I want to warn the reader at this point that I am not anti-statistical.  I have used statistics myself in my own research but I find that statistical analysis works best when it is placed in deep context (usually within or juxtaposed against case studies), it is predicated on theory (real theory and philosophical thought not the previously existing statistical literature on the thought), and is aimed at producing practical solutions or policy recommendations.  Stephen Biddle’s examination of the United States military, Military Power, and Stathis Kalyvas’ seminal, The Logic of Violence in Civil War, come readily to mind as examples of this hybrid model using statistical and qualitative analyses.

At least political science is not as bad as anthropology.  No other single field has been so antagonistic against the practical, especially as it relates to issues of defense, than anthropology.  Much of the recent animus from anthropologists is aimed at the U. S. Army’s Human Terrain Systems (HTS) program which was formulated to leverage civilian academic expertise in order to create more efficient, culturally sensitive, and culturally astute interaction between U.S. and allied armed forces and local populaces in foreign nations.[3]  The field of cultural anthropology became so incensed that some of their fold might work for the U.S. Army HTS program that the American Anthropological Association passed a resolution which made it clear that any anthropologist working for HTS would be shunned.  The employment implications this undemocratic coercion represents are self-evident.  At least one critic of HTS and the U.S. Army had the guts to explain exactly why this particular practical experience was so reviled amongst the majority of anthropologists.  Hugh Gusterson describes his own field as “the academy’s most left-leaning discipline…many people become anthropologists out of a visceral sympathy for the kinds of people who all too often show up as war’s collateral damage.”[4]

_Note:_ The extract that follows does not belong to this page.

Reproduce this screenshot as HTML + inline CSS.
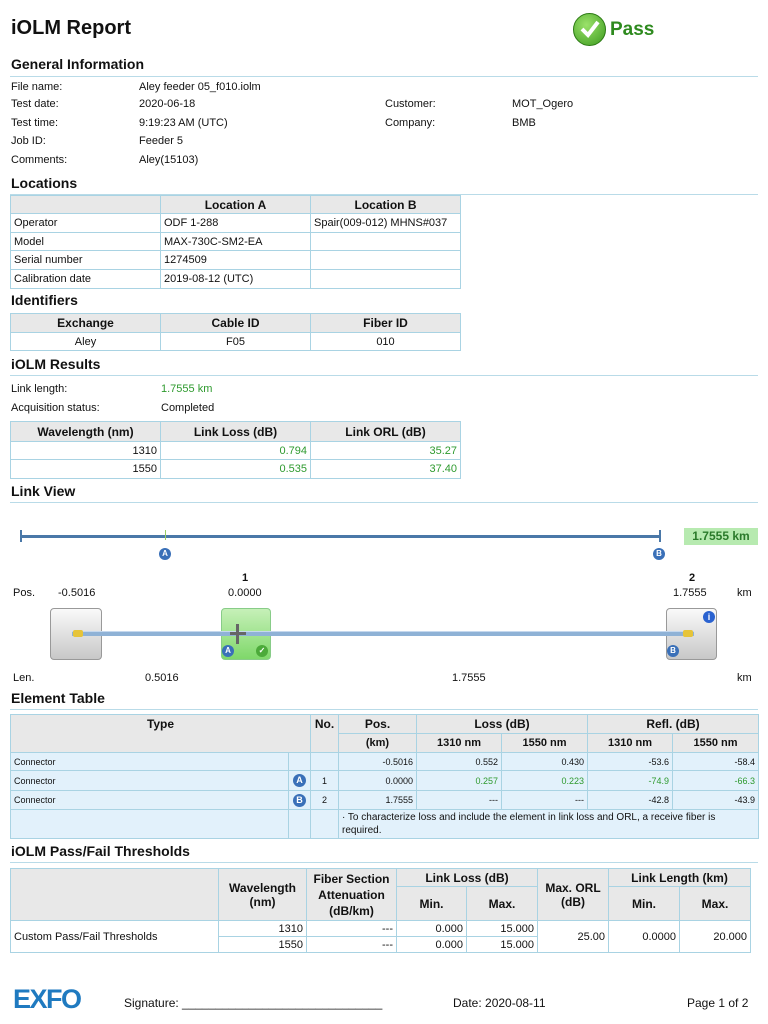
<!DOCTYPE html>
<html><head><meta charset="utf-8"><style>
*{margin:0;padding:0;box-sizing:border-box}
body{width:768px;height:1024px;background:#fff;font-family:"Liberation Sans",sans-serif;color:#111;position:relative;overflow:hidden;font-size:11px}
.a{position:absolute;white-space:nowrap}
.h{position:absolute;left:11px;font-weight:bold;font-size:14px}
.ln{position:absolute;left:10px;right:10px;height:1px;background:#b9dbe8}
table{position:absolute;border-collapse:collapse;table-layout:fixed;font-size:11px}
td,th{border:1px solid #a9d3e3;padding:0 3px;overflow:hidden;white-space:nowrap}
th{background:#e8e8e8;font-weight:bold;font-size:12px;text-align:center}
.r{text-align:right}.c{text-align:center}.g{color:#2e9a2e}
.et td{background:#e2f1fb;font-size:9px}
.bd{display:inline-block;width:14px;height:14px;border-radius:50%;background:#3a70b8;color:#fff;font-size:9px;font-weight:bold;text-align:center;line-height:14px}
</style></head><body>
<div class="a" style="left:11px;top:17px;font-size:20px;font-weight:bold">iOLM Report</div>
<div class="a" style="left:573px;top:13px;width:33px;height:33px;border-radius:50%;background:radial-gradient(circle at 40% 35%,#9be26a,#3c9a1e);border:1px solid #2c7a14"></div>
<svg class="a" style="left:578px;top:18px" width="24" height="22"><path d="M4 11 L10 17 L20 4" stroke="#fff" stroke-width="4" fill="none"/></svg>
<div class="a" style="left:610px;top:19px;font-size:19px;font-weight:bold;color:#2e8a1e">Pass</div>

<div class="h" style="top:56px">General Information</div><div class="ln" style="top:76px"></div>
<div class="a" style="left:11px;top:81px">File name:</div><div class="a" style="left:139px;top:81px">Aley feeder 05_f010.iolm</div>
<div class="a" style="left:11px;top:98px">Test date:</div><div class="a" style="left:139px;top:98px">2020-06-18</div>
<div class="a" style="left:385px;top:98px">Customer:</div><div class="a" style="left:512px;top:98px">MOT_Ogero</div>
<div class="a" style="left:11px;top:117px">Test time:</div><div class="a" style="left:139px;top:117px">9:19:23 AM (UTC)</div>
<div class="a" style="left:385px;top:117px">Company:</div><div class="a" style="left:512px;top:117px">BMB</div>
<div class="a" style="left:11px;top:135px">Job ID:</div><div class="a" style="left:139px;top:135px">Feeder 5</div>
<div class="a" style="left:11px;top:154px">Comments:</div><div class="a" style="left:139px;top:154px">Aley(15103)</div>

<div class="h" style="top:175px">Locations</div><div class="ln" style="top:194px"></div>
<table style="left:10px;top:195px;width:450px"><col width="150"><col width="150"><col width="150">
<tr style="height:18px"><th></th><th>Location A</th><th>Location B</th></tr>
<tr style="height:19px"><td>Operator</td><td>ODF 1-288</td><td>Spair(009-012) MHNS#037</td></tr>
<tr style="height:18px"><td>Model</td><td>MAX-730C-SM2-EA</td><td></td></tr>
<tr style="height:19px"><td>Serial number</td><td>1274509</td><td></td></tr>
<tr style="height:19px"><td>Calibration date</td><td>2019-08-12 (UTC)</td><td></td></tr></table>

<div class="h" style="top:292px">Identifiers</div>
<table style="left:10px;top:313px;width:450px"><col width="150"><col width="150"><col width="150">
<tr style="height:19px"><th>Exchange</th><th>Cable ID</th><th>Fiber ID</th></tr>
<tr style="height:18px"><td class="c">Aley</td><td class="c">F05</td><td class="c">010</td></tr></table>

<div class="h" style="top:356px">iOLM Results</div><div class="ln" style="top:375px"></div>
<div class="a" style="left:11px;top:383px">Link length:</div><div class="a g" style="left:161px;top:383px">1.7555 km</div>
<div class="a" style="left:11px;top:402px">Acquisition status:</div><div class="a" style="left:161px;top:402px">Completed</div>
<table style="left:10px;top:421px;width:450px"><col width="150"><col width="150"><col width="150">
<tr style="height:20px"><th>Wavelength (nm)</th><th>Link Loss (dB)</th><th>Link ORL (dB)</th></tr>
<tr style="height:18px"><td class="r">1310</td><td class="r g">0.794</td><td class="r g">35.27</td></tr>
<tr style="height:19px"><td class="r">1550</td><td class="r g">0.535</td><td class="r g">37.40</td></tr></table>

<div class="h" style="top:483px">Link View</div><div class="ln" style="top:502px"></div>
<div class="a" style="left:20px;top:535px;width:640px;height:3px;background:#4a78a8"></div>
<div class="a" style="left:20px;top:530px;width:2px;height:12px;background:#4a78a8"></div>
<div class="a" style="left:659px;top:530px;width:2px;height:12px;background:#4a78a8"></div>
<div class="a" style="left:165px;top:530px;width:1px;height:10px;background:#9c6"></div>
<div class="a" style="left:684px;top:528px;width:74px;height:17px;background:#b7eab0;color:#2a7a2a;font-size:12px;font-weight:bold;text-align:center;line-height:17px">1.7555 km</div>
<div class="a bd" style="left:159px;top:548px;width:12px;height:12px;line-height:12px;font-size:8px">A</div>
<div class="a bd" style="left:653px;top:548px;width:12px;height:12px;line-height:12px;font-size:8px">B</div>
<div class="a" style="left:242px;top:572px;font-weight:bold">1</div>
<div class="a" style="left:689px;top:572px;font-weight:bold">2</div>
<div class="a" style="left:13px;top:587px">Pos.</div><div class="a" style="left:58px;top:587px">-0.5016</div>
<div class="a" style="left:228px;top:587px">0.0000</div><div class="a" style="left:673px;top:587px">1.7555</div><div class="a" style="left:737px;top:587px">km</div>
<div class="a" style="left:50px;top:608px;width:52px;height:52px;border:1px solid #999;border-radius:4px;background:linear-gradient(#fafafa,#c8c8c8)"></div>
<div class="a" style="left:221px;top:608px;width:50px;height:52px;border:1px solid #8c8;border-radius:4px;background:linear-gradient(#c6f0b8,#7fd86a)"></div>
<div class="a" style="left:666px;top:608px;width:51px;height:52px;border:1px solid #999;border-radius:4px;background:linear-gradient(#fafafa,#c8c8c8)"></div>
<div class="a" style="left:72px;top:631px;width:622px;height:5px;background:#8fb2d6;border-top:1px solid #c5d8ee"></div>
<div class="a" style="left:236px;top:624px;width:3px;height:20px;background:#666"></div>
<div class="a" style="left:230px;top:632px;width:16px;height:3px;background:#666"></div>
<div class="a" style="left:73px;top:630px;width:10px;height:7px;background:#e6c43a;border-radius:2px"></div>
<div class="a" style="left:683px;top:630px;width:10px;height:7px;background:#e6c43a;border-radius:2px"></div>
<div class="a bd" style="left:222px;top:645px;width:12px;height:12px;line-height:12px;font-size:8px">A</div>
<div class="a bd" style="left:256px;top:645px;width:12px;height:12px;line-height:12px;font-size:8px;background:#4caa3a">✓</div>
<div class="a bd" style="left:667px;top:645px;width:12px;height:12px;line-height:12px;font-size:8px">B</div>
<div class="a bd" style="left:703px;top:611px;width:12px;height:12px;line-height:12px;font-size:9px;background:#2a62d0">i</div>
<div class="a" style="left:13px;top:672px">Len.</div><div class="a" style="left:145px;top:672px">0.5016</div>
<div class="a" style="left:452px;top:672px">1.7555</div><div class="a" style="left:737px;top:672px">km</div>

<div class="h" style="top:690px">Element Table</div><div class="ln" style="top:709px"></div>
<table class="et" style="left:10px;top:714px;width:748px"><col width="278"><col width="22"><col width="28"><col width="78"><col width="85"><col width="86"><col width="85"><col width="86">
<tr style="height:19px"><th rowspan="2" colspan="2" style="vertical-align:top;padding-top:2px">Type</th><th rowspan="2" style="vertical-align:top;padding-top:2px">No.</th><th>Pos.</th><th colspan="2">Loss (dB)</th><th colspan="2">Refl. (dB)</th></tr>
<tr style="height:19px"><th style="font-size:11px">(km)</th><th style="font-size:11px">1310 nm</th><th style="font-size:11px">1550 nm</th><th style="font-size:11px">1310 nm</th><th style="font-size:11px">1550 nm</th></tr>
<tr style="height:18px"><td>Connector</td><td></td><td></td><td class="r">-0.5016</td><td class="r">0.552</td><td class="r">0.430</td><td class="r">-53.6</td><td class="r">-58.4</td></tr>
<tr style="height:20px"><td>Connector</td><td class="c"><span class="bd" style="width:13px;height:13px;line-height:13px">A</span></td><td class="c">1</td><td class="r">0.0000</td><td class="r g">0.257</td><td class="r g">0.223</td><td class="r g">-74.9</td><td class="r g">-66.3</td></tr>
<tr style="height:19px"><td>Connector</td><td class="c"><span class="bd" style="width:13px;height:13px;line-height:13px">B</span></td><td class="c">2</td><td class="r">1.7555</td><td class="r">---</td><td class="r">---</td><td class="r">-42.8</td><td class="r">-43.9</td></tr>
<tr style="height:29px"><td></td><td></td><td></td><td colspan="5" style="white-space:normal;line-height:13px;font-size:10px;padding-right:20px">· To characterize loss and include the element in link loss and ORL, a receive fiber is required.</td></tr></table>

<div class="h" style="top:843px">iOLM Pass/Fail Thresholds</div><div class="ln" style="top:862px"></div>
<table style="left:10px;top:868px;width:740px"><col width="208"><col width="88"><col width="90"><col width="70"><col width="71"><col width="71"><col width="71"><col width="71">
<tr style="height:18px"><th rowspan="2"></th><th rowspan="2">Wavelength<br>(nm)</th><th rowspan="2" style="line-height:16px">Fiber Section<br>Attenuation<br>(dB/km)</th><th colspan="2">Link Loss (dB)</th><th rowspan="2">Max. ORL<br>(dB)</th><th colspan="2">Link Length (km)</th></tr>
<tr style="height:34px"><th>Min.</th><th>Max.</th><th>Min.</th><th>Max.</th></tr>
<tr style="height:16px"><td rowspan="2">Custom Pass/Fail Thresholds</td><td class="r">1310</td><td class="r">---</td><td class="r">0.000</td><td class="r">15.000</td><td rowspan="2" class="r">25.00</td><td rowspan="2" class="r">0.0000</td><td rowspan="2" class="r">20.000</td></tr>
<tr style="height:16px"><td class="r">1550</td><td class="r">---</td><td class="r">0.000</td><td class="r">15.000</td></tr></table>

<div class="a" style="left:13px;top:984px;font-size:27px;font-weight:bold;color:#1f7ac0;letter-spacing:-1.5px">EXFO</div>
<div class="a" style="left:124px;top:996px;font-size:12px">Signature: ______________________________</div>
<div class="a" style="left:453px;top:996px;font-size:12px">Date: 2020-08-11</div>
<div class="a" style="left:687px;top:996px;font-size:12px">Page 1 of 2</div>
</body></html>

While anthropology may be alone as a field that has so viscerally, illogically, and ideologically rejected certain practical experiences, most major university social science programs do not embrace them as beneficial.  But this is another nuance that is lost in McMurtrie’s article.  It is generally major, Ph.D. granting programs that are so averse to practical expertise and terrorism research.  Smaller social science programs at mid to smaller universities tend to embrace practical experience as those with outside experience are viewed as potentially more valuable in educating students for the “real world.”  At the very least, smaller universities tend not to form impenetrable ivory towers that look down on research with practical applications.  Many of the graduate programs and especially certificate granting programs on specialized issues of terrorism, homeland security, and weapons of mass destruction have found their homes at smaller, non-Ph.D. granting programs.

Larger Ph.D. granting programs could learn from this.  In a competitive market would not a political scientist with a doctoral degree seeking to teach local politics have a natural advantage if he or she had worked for a time in the mayor’s office?  How about an international relations professor with actual experience working for the World Bank or the United Nations?  For all of the professions by various professors that the interdisciplinary approach is better in explaining and teaching complex phenomenon and for all the practical experts that have been and will continue to be paraded in front of graduate and undergraduate students, there is no real movement to break the stove piped and isolated nature of academic departments nor the elitist nature of ivory towers.  Statistics will still remain supreme in my field of political science for the foreseeable future but those walking the edge of theory and practice will actually have the greatest impact on the world and perhaps that is just fine by the academics.


[1]  Lawrence Mead, “Scholasticism in Political Science,” Perspectives on Politics 8, no. 2 (June 2010).

[2] Beth McMurtrie, “Terrorism Experts Are Sought by the Public but Not by Academe,” The Chronicle of Higher Education (June 24, 2013).

[3] Dan G. Cox, “Human Terrain Systems and the Moral Prosecution of Warfare,” Parameters, vol. XLI, no. 3 (Autumn 2011).

[4] Hugh Gusterson, “When Professors Go to War: Why the Ivory Tower and the Pentagon Don’t Mix,” Foreign Policy, online edition (21 July 2008).